Si le mythe est aussi une intériorisation des normes
culturelles « de ce que l’histoire
personnelle peut contenir » (Lesourd, p. 33), il y a aussi cet « imago »
qui « se présente comme “une conception
de soi personnifiée et idéalisée. Chacun de nous façonne consciemment et inconsciemment
des personnages (…)” » (1993, p. 122 in Lesourd, p. 41) Puis « la construction des imagos favorise
l’intégration d’une vie en introduisant dans le même format narratif
différentes personnifications du soi : le soi-comme-épouse-aimante, le
soi-comme-ardente-féministe, le soi-comme-mère-dévouée, le
soi-comme-jeune-fille-qui-a-mis-longtemps-è-s’échapper-de-la-banlieue, le soi-comme-future-retraitée-qui-échapera-à-la-maison-de-campagne,
et ainsi de suite. » » (2006, p. 179 in Lesourd, p. 42)
L. S. est resté dans cette image figée
d’artiste-maudit-souffrant-déprimé-traumatisé-mi-philosophe-drogué-et-alcoolisé.
Mais ça c’est lui, avec ses problèmes de santé et ses autres pathologies.
Pourquoi les autres aussi se sont construit cette conception ? La norme
culturelle associe tellement l’artiste à la bohème autodestructrice ? Oui, parce
que je me dis que tous ces groupies de L. S. devraient ne pas l'emmener à des
fêtes, dans des bars ou à des vernissages très arrosés, de lui donner des doses
de cocaïne ou marijuana… on devrait l’interner, le désintoxiquer, lui donner
manger des légumes et lui faire suivre un traitement pour sa sclérose et pour
sa dépression. Mais c’est un mythe ? On ne peut pas. On alimente le mythe, pas
la personne qui est en souffrance. Même sa famille. J’image que du moment que
t’en as une figure mythologique à la maison et que sa production artistique
entourée de cette aura de légende se vend tellement mieux… On la maintient.
Je sens que d’une part j’ai une sorte de discours maternel,
mais de l’autre… je suis comme les autres. Quand on le voit à des vernissages,
on a une telle admiration… « Luigi est là ! Wow ! Le pauvre… tu sais qu’il
peint avec la gauche ? Quel artiste ! »
Inconsciemment, moi aussi je me suis créé depuis mon enfance l’image que
l’artiste soit un fou comme Van Gogh ou comme Michel Angelo qui s’anéantissent
dans et à travers leur art… Ce n’est pas pour rien que le livre de Irving Stone
sur Michel Angelo s’appelle « Agonie et extase ». Parce que c’est ça. Évidement
pas pour tous et beaucoup réussissent une sorte de normalité quotidienne. Mais
je me demande quand même que serait de ma vie et de ma vie d’artiste si je
n’avais pas aussi une identité de mère qui me structure. Donner manger aux
enfants à des heures régulières t’ancre dans un réel.
Quoique…
J’ai vu que sur le forum on discutait sur le réel… Je ne
pense pas participer parce que je ne sais pas comment aborder. Tout est réel.

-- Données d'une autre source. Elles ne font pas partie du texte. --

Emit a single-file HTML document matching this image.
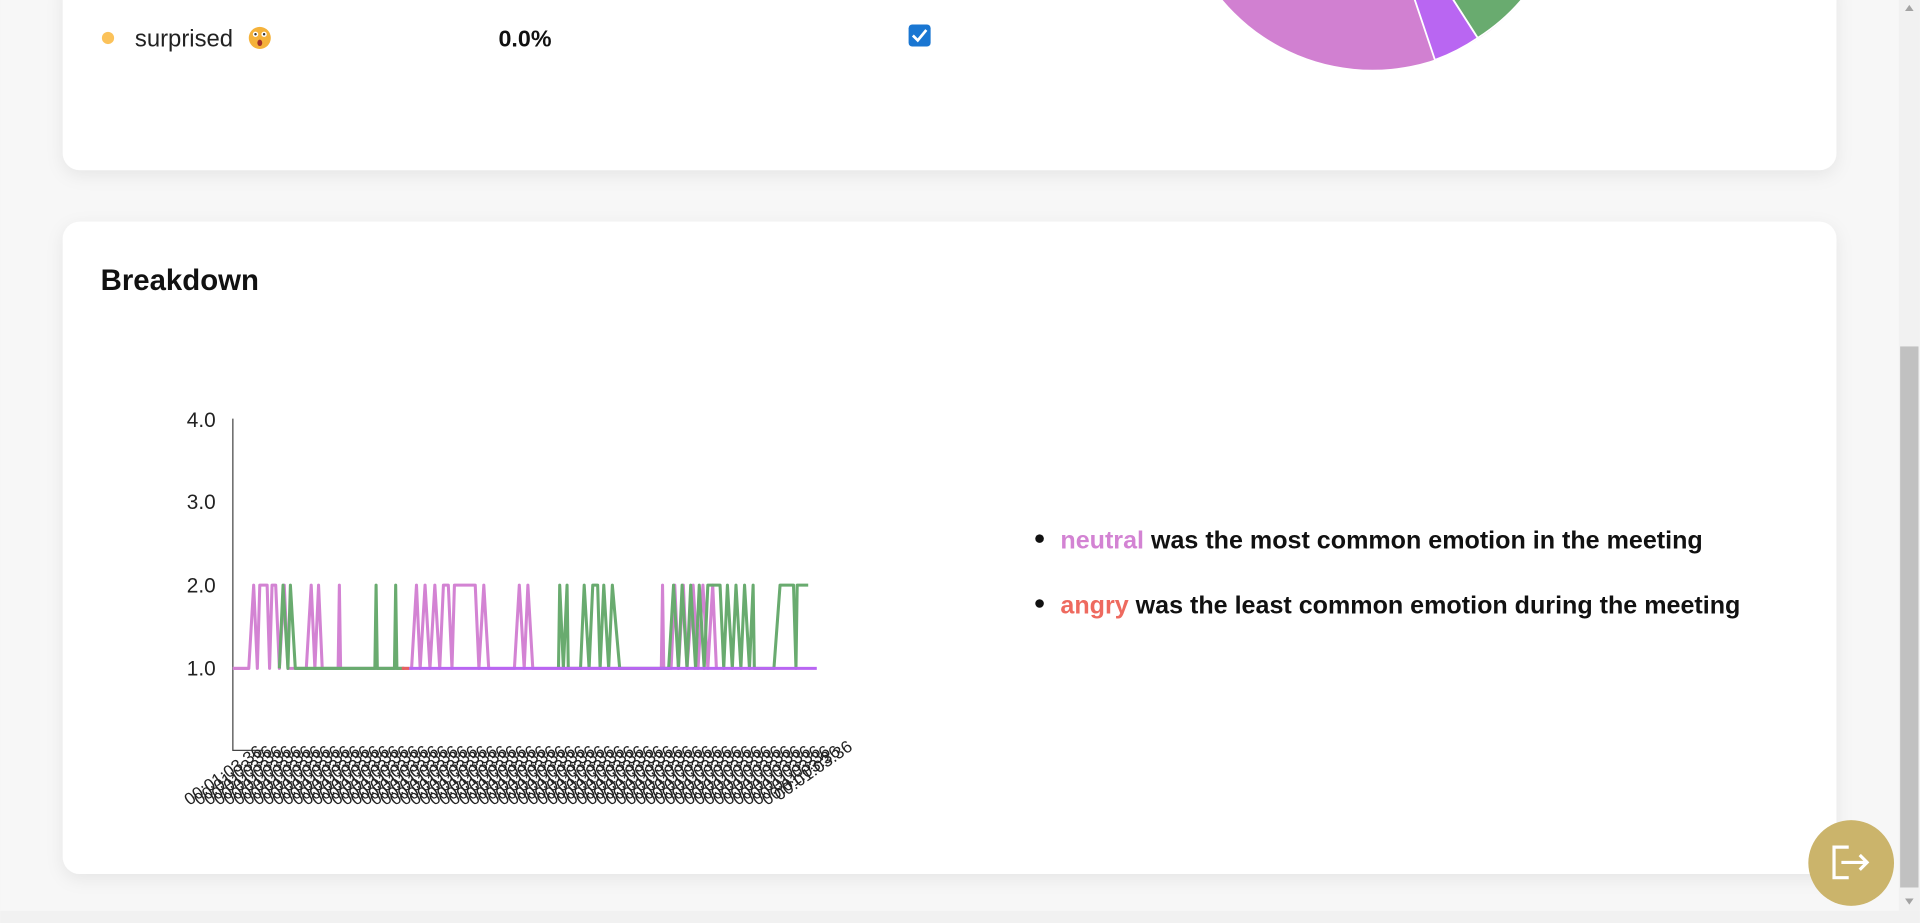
<!DOCTYPE html>
<html><head><meta charset="utf-8"><style>
html,body{margin:0;padding:0;width:1920px;height:923px;overflow:hidden;background:#f6f6f6}
svg{display:block}
text{font-family:"Liberation Sans","DejaVu Sans",sans-serif}
</style></head><body>
<svg width="1920" height="923" viewBox="0 0 1568 754" xmlns="http://www.w3.org/2000/svg">
<defs>
<filter id="sh" x="-5%" y="-10%" width="110%" height="130%"><feDropShadow dx="0" dy="4" stdDeviation="7" flood-color="#000" flood-opacity="0.07"/></filter>
<clipPath id="c1"><rect x="51" y="-20" width="1449" height="159" rx="14"/></clipPath>
</defs>
<rect width="1568" height="754" fill="#f7f7f7"/>
<rect x="51" y="-20" width="1449" height="159" rx="14" fill="#fff" filter="url(#sh)"/>
<rect x="51" y="181" width="1449" height="533" rx="14" fill="#fff" filter="url(#sh)"/>
<circle cx="88" cy="31" r="5" fill="#fbc25a"/>
<text x="110" y="38" font-size="19.5" fill="#222">surprised</text>
<circle cx="212" cy="31" r="9" fill="#f5b23a"/>
<circle cx="208.5" cy="28" r="2.2" fill="#fff"/><circle cx="215.5" cy="28" r="2.2" fill="#fff"/>
<circle cx="208.5" cy="28" r="1" fill="#333"/><circle cx="215.5" cy="28" r="1" fill="#333"/>
<ellipse cx="212" cy="35" rx="2" ry="2.6" fill="#a3302a"/>
<text x="407" y="38" font-size="19" font-weight="bold" fill="#111">0.0%</text>
<rect x="742" y="20" width="18" height="18" rx="3" fill="#1976d2"/>
<path d="M745.5 29 L749.5 33 L756.5 24.5" stroke="#fff" stroke-width="2.2" fill="none"/>
<g clip-path="url(#c1)">
<circle cx="1121" cy="-103" r="160" fill="#d180d1"/>
<path d="M1121 -103 L1172 49 A160 160 0 0 0 1207 31 Z" fill="#b966f2" stroke="#fff" stroke-width="1.5"/>
<path d="M1121 -103 L1207 31 A160 160 0 0 0 1281 -103 Z" fill="#69ab6f" stroke="#fff" stroke-width="1.5"/>
</g>
<text x="82" y="237" font-size="24" font-weight="bold" fill="#111">Breakdown</text>
<g font-size="17" fill="#222" text-anchor="end">
<text x="176" y="349">4.0</text><text x="176" y="416">3.0</text>
<text x="176" y="484">2.0</text><text x="176" y="552">1.0</text>
</g>
<path d="M190 342 V613 H215" stroke="#444" stroke-width="1" fill="none"/>
<g fill="none" stroke-width="2.5" stroke-linejoin="round">
<polyline stroke="#d383d3" points="190,546 203,546 207,478 210,546 212,478 218,478 220,546 222,478 225,478 228,546 232,478 235,546 250,546 254,478 257,546 260,478 263,546 276,546 277,478 278,546 336,546 340,478 343,546 347,478 351,546 355,478 359,546 362,478 366,478 369,546 371,478 388,478 391,546 395,478 399,546 420,546 424,478 428,546 431,478 435,546 438,546 540,546 541,478 542,546 548,546 551,478 554,546 558,478 561,546 566,478 570,546 574,478 578,546 582,478 585,546"/>
<polyline stroke="#69ab6f" points="228,546 231,478 235,546 237,478 241,546 306,546 307,478 308,546 322,546 323,478 324,546 330,546"/>
<polyline stroke="#69ab6f" points="456,546 457,478 460,546 463,478 464,546 474,546 477,478 481,546 484,478 488,478 490,546 493,478 497,546 500,478 506,546 510,546 546,546 550,478 554,546 557,478 561,546 564,478 568,546 571,478 575,546 578,478 588,478 591,546 594,478 598,546 601,478 605,546 608,478 612,546 615,478 616,546 632,546 637,478 648,478 650,546 651,478 660,478"/>
<line x1="190" y1="546" x2="203" y2="546" stroke="#d383d3" stroke-width="2.5"/>
<line x1="241" y1="546" x2="330" y2="546" stroke="#69ab6f" stroke-width="2.5"/>
<line x1="328" y1="546" x2="334" y2="546" stroke="#e76060" stroke-width="2.5"/>
<line x1="334" y1="546" x2="667" y2="546" stroke="#b966f2" stroke-width="2.5"/>
</g>
<g font-size="14" fill="#222" text-anchor="end">
<text transform="translate(215,616) rotate(-35)">00:01:03.36</text>
<text transform="translate(223,616) rotate(-35)">00:01:03.36</text>
<text transform="translate(231,616) rotate(-35)">00:01:03.36</text>
<text transform="translate(239,616) rotate(-35)">00:01:03.36</text>
<text transform="translate(247,616) rotate(-35)">00:01:03.36</text>
<text transform="translate(255,616) rotate(-35)">00:01:03.36</text>
<text transform="translate(263,616) rotate(-35)">00:01:03.36</text>
<text transform="translate(271,616) rotate(-35)">00:01:03.36</text>
<text transform="translate(279,616) rotate(-35)">00:01:03.36</text>
<text transform="translate(287,616) rotate(-35)">00:01:03.36</text>
<text transform="translate(295,616) rotate(-35)">00:01:03.36</text>
<text transform="translate(303,616) rotate(-35)">00:01:03.36</text>
<text transform="translate(311,616) rotate(-35)">00:01:03.36</text>
<text transform="translate(319,616) rotate(-35)">00:01:03.36</text>
<text transform="translate(327,616) rotate(-35)">00:01:03.36</text>
<text transform="translate(335,616) rotate(-35)">00:01:03.36</text>
<text transform="translate(343,616) rotate(-35)">00:01:03.36</text>
<text transform="translate(351,616) rotate(-35)">00:01:03.36</text>
<text transform="translate(359,616) rotate(-35)">00:01:03.36</text>
<text transform="translate(367,616) rotate(-35)">00:01:03.36</text>
<text transform="translate(375,616) rotate(-35)">00:01:03.36</text>
<text transform="translate(383,616) rotate(-35)">00:01:03.36</text>
<text transform="translate(391,616) rotate(-35)">00:01:03.36</text>
<text transform="translate(399,616) rotate(-35)">00:01:03.36</text>
<text transform="translate(407,616) rotate(-35)">00:01:03.36</text>
<text transform="translate(415,616) rotate(-35)">00:01:03.36</text>
<text transform="translate(423,616) rotate(-35)">00:01:03.36</text>
<text transform="translate(431,616) rotate(-35)">00:01:03.36</text>
<text transform="translate(439,616) rotate(-35)">00:01:03.36</text>
<text transform="translate(447,616) rotate(-35)">00:01:03.36</text>
<text transform="translate(455,616) rotate(-35)">00:01:03.36</text>
<text transform="translate(463,616) rotate(-35)">00:01:03.36</text>
<text transform="translate(471,616) rotate(-35)">00:01:03.36</text>
<text transform="translate(479,616) rotate(-35)">00:01:03.36</text>
<text transform="translate(487,616) rotate(-35)">00:01:03.36</text>
<text transform="translate(495,616) rotate(-35)">00:01:03.36</text>
<text transform="translate(503,616) rotate(-35)">00:01:03.36</text>
<text transform="translate(511,616) rotate(-35)">00:01:03.36</text>
<text transform="translate(519,616) rotate(-35)">00:01:03.36</text>
<text transform="translate(527,616) rotate(-35)">00:01:03.36</text>
<text transform="translate(535,616) rotate(-35)">00:01:03.36</text>
<text transform="translate(543,616) rotate(-35)">00:01:03.36</text>
<text transform="translate(551,616) rotate(-35)">00:01:03.36</text>
<text transform="translate(559,616) rotate(-35)">00:01:03.36</text>
<text transform="translate(567,616) rotate(-35)">00:01:03.36</text>
<text transform="translate(575,616) rotate(-35)">00:01:03.36</text>
<text transform="translate(583,616) rotate(-35)">00:01:03.36</text>
<text transform="translate(591,616) rotate(-35)">00:01:03.36</text>
<text transform="translate(599,616) rotate(-35)">00:01:03.36</text>
<text transform="translate(607,616) rotate(-35)">00:01:03.36</text>
<text transform="translate(615,616) rotate(-35)">00:01:03.36</text>
<text transform="translate(623,616) rotate(-35)">00:01:03.36</text>
<text transform="translate(631,616) rotate(-35)">00:01:03.36</text>
<text transform="translate(639,616) rotate(-35)">00:01:03.36</text>
<text transform="translate(647,616) rotate(-35)">00:01:03.36</text>
<text transform="translate(655,616) rotate(-35)">00:01:03.36</text>
<text transform="translate(663,616) rotate(-35)">00:01:03.36</text>
<text transform="translate(671,616) rotate(-35)">00:01:03.36</text>
<text transform="translate(679,616) rotate(-35)">00:01:03.36</text>
<text transform="translate(687,616) rotate(-35)">00:01:03.36</text>
<text transform="translate(697,612) rotate(-35)">00:01:03.36</text>
</g>
<circle cx="849" cy="440" r="3.5" fill="#111"/>
<text x="866" y="448" font-size="20.5" font-weight="bold" fill="#111"><tspan fill="#d383d3">neutral</tspan> was the most common emotion in the meeting</text>
<circle cx="849" cy="493" r="3.5" fill="#111"/>
<text x="866" y="501" font-size="20.5" font-weight="bold" fill="#111"><tspan fill="#ee6a5f">angry</tspan> was the least common emotion during the meeting</text>
<rect x="1551" y="0" width="17" height="744" fill="#f1f1f1"/>
<rect x="1552" y="283" width="15" height="442" fill="#c1c1c1"/>
<path d="M1556 9 L1559.5 4 L1563 9 Z" fill="#a3a3a3"/>
<path d="M1556 734 L1559.5 739 L1563 734 Z" fill="#a3a3a3"/>
<rect x="0" y="744" width="1568" height="10" fill="#f1f1f1"/>
<circle cx="1512" cy="705" r="35" fill="#cbb46b"/>
<path d="M1510 692 H1498 V717 H1510" stroke="#fff" stroke-width="2.6" fill="none"/>
<path d="M1504 704.5 H1525 M1519 698.5 L1525 704.5 L1519 710.5" stroke="#fff" stroke-width="2.6" fill="none"/>
</svg>
</body></html>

Le quotidien, la fantaisie, les mythes… Comment prouve-t-on le contraire ? A
moi ne me déstabilise pas trop l’exemple sur la page 8 : « “Bien,
c’est le moment pour moi d’aller à la gare” et “Bien, chéri, n’oublie pas de
prendre ton revolver avec toi” (pp. 208-209). Cette dernière phrase
n’appartenant pas à l’appareil de conversation du monde de référence, on voit
bien en effet qu’elle est tout-à-fait capable de déstabiliser le sujet. »
C’est du théâtre de l’absurde qui est plus réel que le réel. Le dernier « réel »
je crois que je le prends au sens de « norme ». Normal.
Donc, pour finir : c’est « réel » et « normal » qu’un artiste soit un personnage extravagant et plus il souffre mieux il est.
C’est « normal » d’aider les personnes en
souffrance.
Mais de quelle dissonance cognitive souffrent
les gens qui alimentent ce mythe ? Je m’inclus.